Pestonji Bomanji also known as Pestonjee Bomanjee (1851–1938) was a painter trained in the academic realist style of the Bombay School of Art.

Biography
Bomanji was educated at Elphinstone High School, Bombay. He joined the newly opened J. J. School of Art, Mumbai when he was only thirteen, and studied under the principal John Griffiths. Initially, he wanted to be a sculptor and trained under John Lockwood Kipling. In 1872, Griffiths appointed him as a draughtsman on the team sent by the School to copy the paintings at the Ajanta Caves. He headed the team in 1880. In 1894, he became one of the first Indian teachers at the J.J. School and later also served briefly as its first Indian vice-principal.

A brief apprenticeship under the painter Valentine Cameron Prinsep in 1877 drew him towards portraiture. He established a successful practice portraying members of the wealthy Parsi community to which he belonged. His approach was realistic and unglamourized. Described as 'realistic and warty' by the Times of India, his portraits and other paintings were also compared to the work of Dutch realists.
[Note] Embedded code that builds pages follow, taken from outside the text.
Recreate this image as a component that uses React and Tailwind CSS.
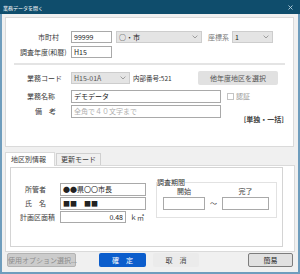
function Chev() {
  return (
    <svg width="6" height="4" viewBox="0 0 6 4">
      <path d="M0.6 0.6 L3 3 L5.4 0.6" fill="none" stroke="#8a8a8a" strokeWidth="0.8" />
    </svg>
  );
}

function Select({ w, value, muted }) {
  return (
    <div className={`${w} h-[12px] flex items-center justify-between bg-[#e4e4e4] border border-[#cdcdcd] pl-[2px] pr-[3px] leading-none ${muted ? "text-[#555]" : "text-[#222]"}`}>
      <span>{value}</span>
      <Chev />
    </div>
  );
}

function Field({ w, h = "h-[12px]", children, right, placeholder }) {
  return (
    <div className={`${w} ${h} flex items-center ${right ? "justify-end" : ""} bg-white border border-[#a9a9a9] px-[2px] leading-none ${placeholder ? "text-[#b0b0b0]" : "text-[#222]"}`}>
      {children}
    </div>
  );
}

export default function App() {
  return (
    <div className="w-[300px] h-[274px] flex flex-col bg-[#f0f0f0] border-x-2 border-b-2 border-[#6f9dbd] font-['Noto_Sans_CJK_JP',sans-serif] text-[7px] text-[#3a3a3a]">
      {/* title bar */}
      <div className="h-[14px] shrink-0 -mx-[2px] bg-[#0f4d6c] flex items-center justify-between pl-[3px] pr-[7px]">
        <span className="text-[5px] text-white leading-none">業務データを開く</span>
        <svg width="5" height="5" viewBox="0 0 5 5">
          <path d="M0.5 0.5 L4.5 4.5 M4.5 0.5 L0.5 4.5" stroke="#b5d0de" strokeWidth="0.9" />
        </svg>
      </div>

      {/* top panel */}
      <div className="mt-[3px] ml-[3px] w-[289px] h-[130px] shrink-0 bg-white border border-[#dadada] pt-[13px]">
        <div className="flex items-center h-[12px]">
          <div className="w-[65px] pl-[32px] leading-none">市町村</div>
          <Field w="w-[41px]">99999</Field>
          <div className="ml-[4px]">
            <Select w="w-[86px]" value="○・市" />
          </div>
          <div className="ml-[6px] w-[24px] text-[#777] leading-none">座標系</div>
          <Select w="w-[41px]" value="1" />
        </div>
        <div className="flex items-center h-[12px] mt-[3px]">
          <div className="w-[65px] pl-[14px] leading-none whitespace-nowrap">調査年度(和暦)</div>
          <Field w="w-[41px]">H15</Field>
        </div>
        <div className="mt-[5px] mx-[8px] h-[2px] bg-[#e4e4e4]" />
        <div className="flex items-center h-[14px] mt-[6px]">
          <div className="w-[65px] pl-[21px] leading-none">業務コード</div>
          <Select w="w-[59px]" value="H15-01A" muted />
          <span className="ml-[3px] leading-none text-[6.5px] text-[#333]">内部番号:521</span>
          <button className="ml-auto mr-[15px] w-[80px] h-[14px] bg-[#e1e1e1] rounded-[2px] text-[#555] leading-none">他年度地区を選択</button>
        </div>
        <div className="flex items-center h-[13px] mt-[5px]">
          <div className="w-[65px] pl-[21px] leading-none">業務名称</div>
          <Field w="w-[150px]" h="h-[13px]">デモデータ</Field>
          <div className="ml-[6px] w-[7px] h-[7px] border border-[#c4c4c4] bg-white" />
          <span className="ml-[2px] text-[#999] leading-none">認証</span>
        </div>
        <div className="flex items-start mt-[2px]">
          <div className="w-[65px] h-[13px] flex items-center pl-[29px] leading-none">備　考</div>
          <Field w="w-[150px]" h="h-[13px]" placeholder>全角で４０文字まで</Field>
          <span className="ml-auto mr-[9px] mt-[11px] leading-none font-bold text-[#444]">[単独・一括]</span>
        </div>
      </div>

      {/* tabs */}
      <div className="mt-[4px] ml-[3px] h-[14px] shrink-0 flex items-end relative z-10">
        <div className="w-[50px] h-[14px] bg-white border-x border-t border-[#dadada] -mb-px pb-px flex items-center pl-[5px] leading-none">地区別情報</div>
        <div className="ml-px w-[45px] h-[12px] bg-[#f0f0f0] border-x border-t border-[#d0d0d0] flex items-center pl-[4px] leading-none">更新モード</div>
      </div>
      <div className="ml-[3px] w-[290px] h-[87px] shrink-0 bg-white border border-[#dadada]">
        <div className="mt-px ml-[4px] w-[273px] h-[80px] border border-[#d4d4d4] pt-[10px] flex items-start">
          <div className="mt-[5px] flex flex-col gap-[1px]">
            <div className="flex items-center h-[13px]">
              <div className="w-[49px] pl-[14px] leading-none">所管者</div>
              <Field w="w-[86px]" h="h-[13px]">●●県〇〇市長</Field>
            </div>
            <div className="flex items-center h-[13px]">
              <div className="w-[49px] pl-[14px] leading-none">氏　名</div>
              <Field w="w-[86px]" h="h-[13px]">■■　■■</Field>
            </div>
            <div className="flex items-center h-[12px]">
              <div className="w-[49px] pl-[9px] leading-none">計画区面積</div>
              <Field w="w-[66px]" right>0.48</Field>
              <span className="ml-[4px] leading-none">ｋ㎡</span>
            </div>
          </div>
          <fieldset className="ml-[10px] w-[121px] border border-[#e2e2e2] pb-[7px]">
            <legend className="leading-[8px] text-[#333]">調査期間</legend>
            <div className="flex items-end">
              <div className="ml-[6px] w-[42px] flex flex-col items-center">
                <span className="leading-none mt-[2px] mb-[2px]">開始</span>
                <div className="w-full h-[13px] bg-white border border-[#a9a9a9]" />
              </div>
              <div className="w-[17px] h-[13px] flex items-center justify-center leading-none">～</div>
              <div className="w-[47px] flex flex-col items-center">
                <span className="leading-none mt-[2px] mb-[2px]">完了</span>
                <div className="w-full h-[13px] bg-white border border-[#a9a9a9]" />
              </div>
            </div>
          </fieldset>
        </div>
      </div>

      {/* buttons */}
      <div className="mt-px h-[14px] shrink-0 flex items-center">
        <button className="ml-[5px] w-[69px] h-[14px] bg-[#cccccc] border border-[#b3b3b3] rounded-[2px] text-[#8c8c8c] leading-none whitespace-nowrap">使用オプション選択...</button>
        <button className="ml-[23px] w-[47px] h-[14px] bg-[#0b5dcc] rounded-[2px] text-white leading-none">確　定</button>
        <button className="ml-[7px] w-[46px] h-[14px] bg-[#ebebeb] rounded-[2px] text-[#444] leading-none">取　消</button>
        <button className="ml-[49px] w-[45px] h-[14px] bg-[#e1e1e1] border border-[#7d7d7d] rounded-[2px] text-[#222] leading-none">簡易</button>
      </div>
    </div>
  );
}
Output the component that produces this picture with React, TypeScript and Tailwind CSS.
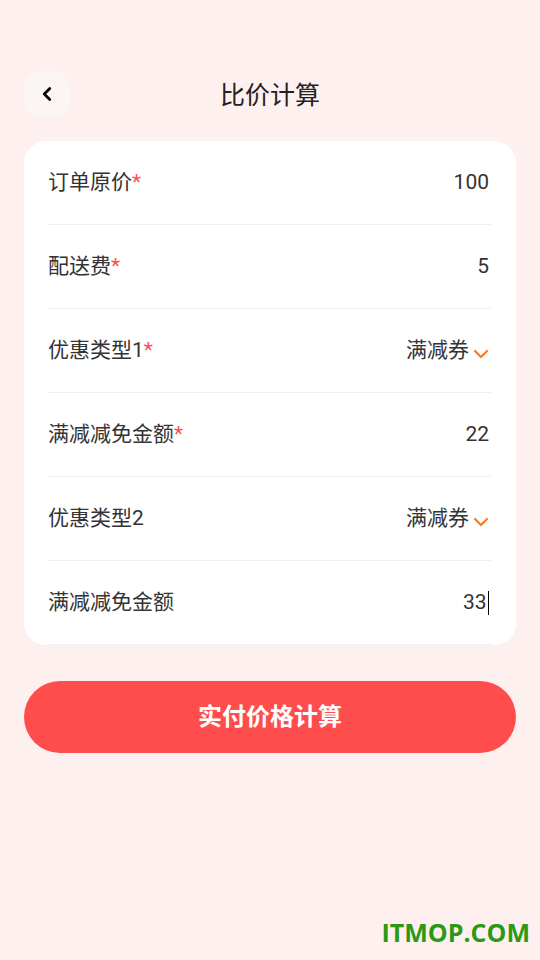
import { ChevronLeft } from 'lucide-react';

interface Row {
  label: string;
  required: boolean;
  value: string;
  select?: boolean;
  caret?: boolean;
}

const ROWS: Row[] = [
  { label: '订单原价', required: true, value: '100' },
  { label: '配送费', required: true, value: '5' },
  { label: '优惠类型1', required: true, value: '满减券', select: true },
  { label: '满减减免金额', required: true, value: '22' },
  { label: '优惠类型2', required: false, value: '满减券', select: true },
  { label: '满减减免金额', required: false, value: '33', caret: true },
];

function Caret() {
  return (
    <svg width="16" height="10" viewBox="0 0 16 10" className="ml-[4px] mt-[6px]">
      <path d="M2 2 L8 8 L14 2" fill="none" stroke="#ff7a1a" strokeWidth="2.2" strokeLinecap="round" strokeLinejoin="round" />
    </svg>
  );
}

export default function App() {
  return (
    <div
      className="relative min-h-[960px] w-full bg-[#fff0f0] px-[24px] pt-[70px]"
      style={{ fontFamily: 'Roboto, "Noto Sans CJK SC", sans-serif' }}
    >
      <header className="relative flex h-[48px] items-center justify-center">
        <button
          type="button"
          className="absolute left-0 top-[1px] flex h-[46px] w-[46px] items-center justify-center rounded-[18px] bg-[#fcf5f5] text-black"
        >
          <ChevronLeft size={22} strokeWidth={3} />
        </button>
        <h1 className="mt-[3px] text-[25px] font-normal text-[#222]">比价计算</h1>
      </header>

      <section className="mt-[23px] rounded-[22px] bg-white px-[24px]">
        {ROWS.map((r, i) => (
          <div
            key={i}
            className="flex h-[84px] items-center justify-between border-b border-[#f0f0f0] text-[21px] font-normal text-[#333]"
          >
            <span>
              {r.label}
              {r.required && <span className="text-[#ff4d4d]">*</span>}
            </span>
            <span className="flex items-center pr-[3px]">
              {r.value}
              {r.select && <Caret />}
              {r.caret && <span className="ml-[1px] inline-block h-[24px] w-[1.5px] bg-black" />}
            </span>
          </div>
        ))}
      </section>

      <button
        type="button"
        className="mt-[36px] flex h-[72px] w-full items-center justify-center rounded-full bg-[#ff4d4d] text-[24px] font-bold text-white"
      >
        实付价格计算
      </button>

      <div
        className="absolute bottom-[9px] right-[10px] text-[25px] font-bold text-[#2a9a16]"
        style={{ fontFamily: '"Open Sans", sans-serif' }}
      >
        ITMOP.COM
      </div>
    </div>
  );
}
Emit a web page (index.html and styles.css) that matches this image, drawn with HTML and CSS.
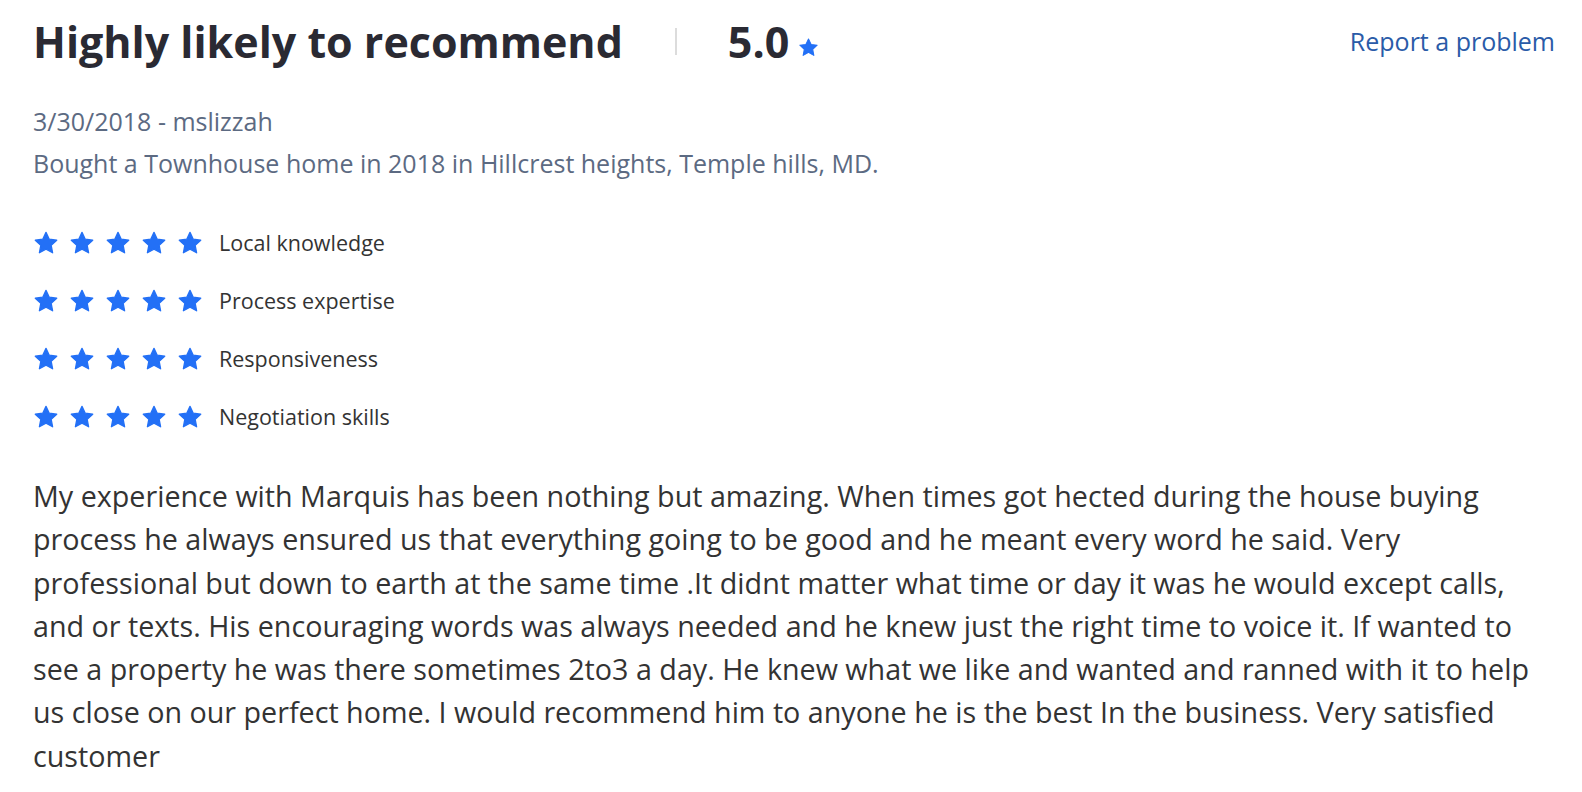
FILE: index.html
```html
<!DOCTYPE html>
<html lang="en">
<head>
    <meta charset="UTF-8">
    <meta name="viewport" content="width=device-width, initial-scale=1.0">
    <title>Review</title>
    <link rel="stylesheet" href="styles.css">
</head>
<body>
    <div class="review">
        <div class="review-header">
            <h1 class="review-title">Highly likely to recommend</h1>
            <span class="divider"></span>
            <div class="overall">
                <span class="overall-score">5.0</span>
                <svg class="star small" viewBox="0 0 24 24"><path d="M12 2.2l3 6.3 6.9.9-5.1 4.8 1.3 6.8L12 17.6l-6.1 3.4 1.3-6.8-5.1-4.8 6.9-.9z"/></svg>
            </div>
            <a class="report" href="#">Report a problem</a>
        </div>

        <div class="meta">3/30/2018 - mslizzah</div>
        <div class="meta">Bought a Townhouse home in 2018 in Hillcrest heights, Temple hills, MD.</div>

        <div class="ratings">
            <div class="rating-row">
                <div class="stars">
                    <svg class="star" viewBox="0 0 24 24"><path d="M12 2.2l3 6.3 6.9.9-5.1 4.8 1.3 6.8L12 17.6l-6.1 3.4 1.3-6.8-5.1-4.8 6.9-.9z"/></svg>
                    <svg class="star" viewBox="0 0 24 24"><path d="M12 2.2l3 6.3 6.9.9-5.1 4.8 1.3 6.8L12 17.6l-6.1 3.4 1.3-6.8-5.1-4.8 6.9-.9z"/></svg>
                    <svg class="star" viewBox="0 0 24 24"><path d="M12 2.2l3 6.3 6.9.9-5.1 4.8 1.3 6.8L12 17.6l-6.1 3.4 1.3-6.8-5.1-4.8 6.9-.9z"/></svg>
                    <svg class="star" viewBox="0 0 24 24"><path d="M12 2.2l3 6.3 6.9.9-5.1 4.8 1.3 6.8L12 17.6l-6.1 3.4 1.3-6.8-5.1-4.8 6.9-.9z"/></svg>
                    <svg class="star" viewBox="0 0 24 24"><path d="M12 2.2l3 6.3 6.9.9-5.1 4.8 1.3 6.8L12 17.6l-6.1 3.4 1.3-6.8-5.1-4.8 6.9-.9z"/></svg>
                </div>
                <span class="rating-label">Local knowledge</span>
            </div>
            <div class="rating-row">
                <div class="stars">
                    <svg class="star" viewBox="0 0 24 24"><path d="M12 2.2l3 6.3 6.9.9-5.1 4.8 1.3 6.8L12 17.6l-6.1 3.4 1.3-6.8-5.1-4.8 6.9-.9z"/></svg>
                    <svg class="star" viewBox="0 0 24 24"><path d="M12 2.2l3 6.3 6.9.9-5.1 4.8 1.3 6.8L12 17.6l-6.1 3.4 1.3-6.8-5.1-4.8 6.9-.9z"/></svg>
                    <svg class="star" viewBox="0 0 24 24"><path d="M12 2.2l3 6.3 6.9.9-5.1 4.8 1.3 6.8L12 17.6l-6.1 3.4 1.3-6.8-5.1-4.8 6.9-.9z"/></svg>
                    <svg class="star" viewBox="0 0 24 24"><path d="M12 2.2l3 6.3 6.9.9-5.1 4.8 1.3 6.8L12 17.6l-6.1 3.4 1.3-6.8-5.1-4.8 6.9-.9z"/></svg>
                    <svg class="star" viewBox="0 0 24 24"><path d="M12 2.2l3 6.3 6.9.9-5.1 4.8 1.3 6.8L12 17.6l-6.1 3.4 1.3-6.8-5.1-4.8 6.9-.9z"/></svg>
                </div>
                <span class="rating-label">Process expertise</span>
            </div>
            <div class="rating-row">
                <div class="stars">
                    <svg class="star" viewBox="0 0 24 24"><path d="M12 2.2l3 6.3 6.9.9-5.1 4.8 1.3 6.8L12 17.6l-6.1 3.4 1.3-6.8-5.1-4.8 6.9-.9z"/></svg>
                    <svg class="star" viewBox="0 0 24 24"><path d="M12 2.2l3 6.3 6.9.9-5.1 4.8 1.3 6.8L12 17.6l-6.1 3.4 1.3-6.8-5.1-4.8 6.9-.9z"/></svg>
                    <svg class="star" viewBox="0 0 24 24"><path d="M12 2.2l3 6.3 6.9.9-5.1 4.8 1.3 6.8L12 17.6l-6.1 3.4 1.3-6.8-5.1-4.8 6.9-.9z"/></svg>
                    <svg class="star" viewBox="0 0 24 24"><path d="M12 2.2l3 6.3 6.9.9-5.1 4.8 1.3 6.8L12 17.6l-6.1 3.4 1.3-6.8-5.1-4.8 6.9-.9z"/></svg>
                    <svg class="star" viewBox="0 0 24 24"><path d="M12 2.2l3 6.3 6.9.9-5.1 4.8 1.3 6.8L12 17.6l-6.1 3.4 1.3-6.8-5.1-4.8 6.9-.9z"/></svg>
                </div>
                <span class="rating-label">Responsiveness</span>
            </div>
            <div class="rating-row">
                <div class="stars">
                    <svg class="star" viewBox="0 0 24 24"><path d="M12 2.2l3 6.3 6.9.9-5.1 4.8 1.3 6.8L12 17.6l-6.1 3.4 1.3-6.8-5.1-4.8 6.9-.9z"/></svg>
                    <svg class="star" viewBox="0 0 24 24"><path d="M12 2.2l3 6.3 6.9.9-5.1 4.8 1.3 6.8L12 17.6l-6.1 3.4 1.3-6.8-5.1-4.8 6.9-.9z"/></svg>
                    <svg class="star" viewBox="0 0 24 24"><path d="M12 2.2l3 6.3 6.9.9-5.1 4.8 1.3 6.8L12 17.6l-6.1 3.4 1.3-6.8-5.1-4.8 6.9-.9z"/></svg>
                    <svg class="star" viewBox="0 0 24 24"><path d="M12 2.2l3 6.3 6.9.9-5.1 4.8 1.3 6.8L12 17.6l-6.1 3.4 1.3-6.8-5.1-4.8 6.9-.9z"/></svg>
                    <svg class="star" viewBox="0 0 24 24"><path d="M12 2.2l3 6.3 6.9.9-5.1 4.8 1.3 6.8L12 17.6l-6.1 3.4 1.3-6.8-5.1-4.8 6.9-.9z"/></svg>
                </div>
                <span class="rating-label">Negotiation skills</span>
            </div>
        </div>

        <p class="review-body">My experience with Marquis has been nothing but amazing. When times got hected during the house buying process he always ensured us that everything going to be good and he meant every word he said. Very professional but down to earth at the same time .It didnt matter what time or day it was he would except calls, and or texts. His encouraging words was always needed and he knew just the right time to voice it. If wanted to see a property he was there sometimes 2to3 a day. He knew what we like and wanted and ranned with it to help us close on our perfect home. I would recommend him to anyone he is the best In the business. Very satisfied customer</p>
    </div>
</body>
</html>
```

FILE: styles.css
```css
body {
    margin: 0;
    padding: 0;
    background: #fff;
    font-family: "Open Sans", "Liberation Sans", sans-serif;
}

.review {
    padding: 12px 27px 0 33px;
}

.review-header {
    display: flex;
    align-items: center;
    height: 58px;
}

.review-title {
    margin: 0;
    font-size: 43px;
    font-weight: 700;
    color: #2a2a33;
}

.divider {
    width: 2px;
    height: 27px;
    background: #dcdcdc;
    margin: 0 51px 0 52px;
}

.overall {
    display: flex;
    align-items: center;
}

.overall-score {
    font-size: 43px;
    font-weight: 700;
    color: #2a2a33;
}

.star {
    width: 26px;
    height: 26px;
    fill: #2370f6;
    stroke: #2370f6;
    stroke-width: 1.2;
    stroke-linejoin: round;
}

.star.small {
    width: 21px;
    height: 21px;
    margin: 12px 0 0 9px;
}

.report {
    margin-left: auto;
    font-size: 25px;
    color: #2a5ba8;
    text-decoration: none;
}

.meta {
    font-size: 25px;
    color: #5c6a82;
    line-height: 42px;
}

.review-header + .meta {
    margin-top: 30px;
}

.ratings {
    margin-top: 45px;
    display: flex;
    flex-direction: column;
    gap: 31px;
}

.rating-row {
    display: flex;
    align-items: center;
    height: 27px;
}

.stars {
    display: flex;
    gap: 10px;
    margin-right: 16px;
}

.rating-label {
    font-size: 21.5px;
    color: #333;
}

.review-body {
    max-width: 1505px;
    margin: 44px 0 0;
    font-size: 28.7px;
    line-height: 43.3px;
    color: #333;
}
```
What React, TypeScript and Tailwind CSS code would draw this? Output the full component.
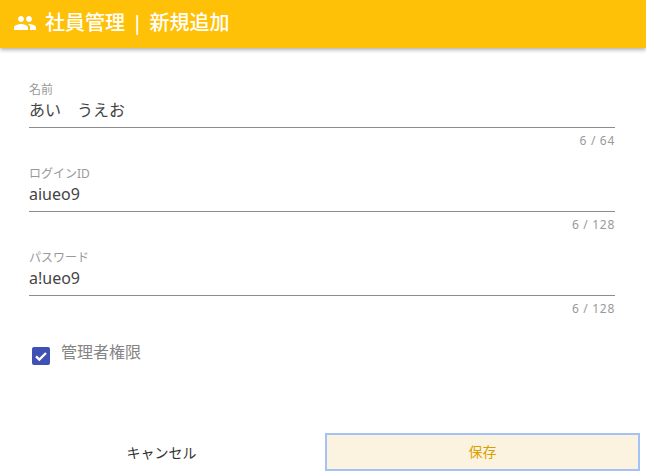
const fields = [
  { label: '名前', value: 'あい　うえお', count: '6 / 64' },
  { label: 'ログインID', value: 'aiueo9', count: '6 / 128' },
  { label: 'パスワード', value: 'a!ueo9', count: '6 / 128' },
];

function PeopleIcon() {
  return (
    <svg viewBox="0 0 24 24" className="mt-[-3px] h-[24px] w-[24px] fill-white">
      <path d="M16 11c1.66 0 2.99-1.34 2.99-3S17.66 5 16 5c-1.66 0-3 1.34-3 3s1.34 3 3 3zm-8 0c1.66 0 2.99-1.34 2.99-3S9.66 5 8 5C6.34 5 5 6.34 5 8s1.34 3 3 3zm0 2c-2.33 0-7 1.17-7 3.5V19h14v-2.5c0-2.33-4.67-3.5-7-3.5zm8 0c-.29 0-.62.02-.97.05 1.16.84 1.97 1.97 1.97 3.45V19h6v-2.5c0-2.33-4.67-3.5-7-3.5z" />
    </svg>
  );
}

export default function App() {
  return (
    <div className="flex h-[476px] w-[646px] flex-col overflow-hidden bg-white font-['Noto_Sans','Noto_Sans_CJK_JP',sans-serif]">
      <header className="flex h-[48px] shrink-0 items-center gap-[8px] bg-[#ffc107] pl-[13px] text-[20px] font-medium text-white shadow-[0_2px_4px_rgba(0,0,0,0.3)]">
        <PeopleIcon />
        <span className="mt-[-3px] [word-spacing:1.5px]">社員管理 | 新規追加</span>
      </header>

      <main className="flex flex-col pl-[29px] pr-[31px] pt-[35px]">
        {fields.map((f) => (
          <div key={f.label} className="h-[84px]">
            <div className="h-[14px] text-[12px] leading-[14px] text-[#999]">{f.label}</div>
            <div className="h-[31px] border-b border-[#8c8c8c] text-[16px] leading-[26px] text-[#444]">
              {f.value}
            </div>
            <div className="mt-[6px] text-right text-[12px] leading-[14px] tracking-[0.7px] text-[#999]">{f.count}</div>
          </div>
        ))}

        <div className="ml-[3px] mt-[4px] flex items-start gap-[11px]">
          <div className="mt-[8px] flex h-[18px] w-[18px] items-center justify-center rounded-[2px] bg-[#3f51b5]">
            <svg viewBox="0 0 24 24" className="h-[16px] w-[16px] fill-none stroke-white stroke-[3.4]">
              <path d="M4.5 12.5l5 5 10-10" />
            </svg>
          </div>
          <span className="mt-[1px] text-[16px] leading-[24px] text-[#858585]">管理者権限</span>
        </div>
      </main>

      <footer className="mt-auto mb-[5px] flex h-[38px] pr-[6px]">
        <button className="w-[323px] text-[14px] text-[#333]">キャンセル</button>
        <button className="ml-[2px] flex-1 border-2 border-[#a4c2f4] bg-[#fbf3e0] pb-[2px] text-[14px] text-[#dc9f00]">保存</button>
      </footer>
    </div>
  );
}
Bomanji's Parsi heritage is reflected in the depictions of daily and religious life seen in works such as Feeding the Parrot and The Parsi Fire Ceremony. He exhibited at shows around the country. His Parsi Tiger Slayer was deemed the best work by a 'native artist' at the 1889 exhibition of the Bombay Art Society. He won the Governor's Gold Medal at Chennai, Pune and Kolkata, as well as a cash prize of Rs 500 at the 1883 International Exhibition at Kolkata for his Parsi Lady Sewing.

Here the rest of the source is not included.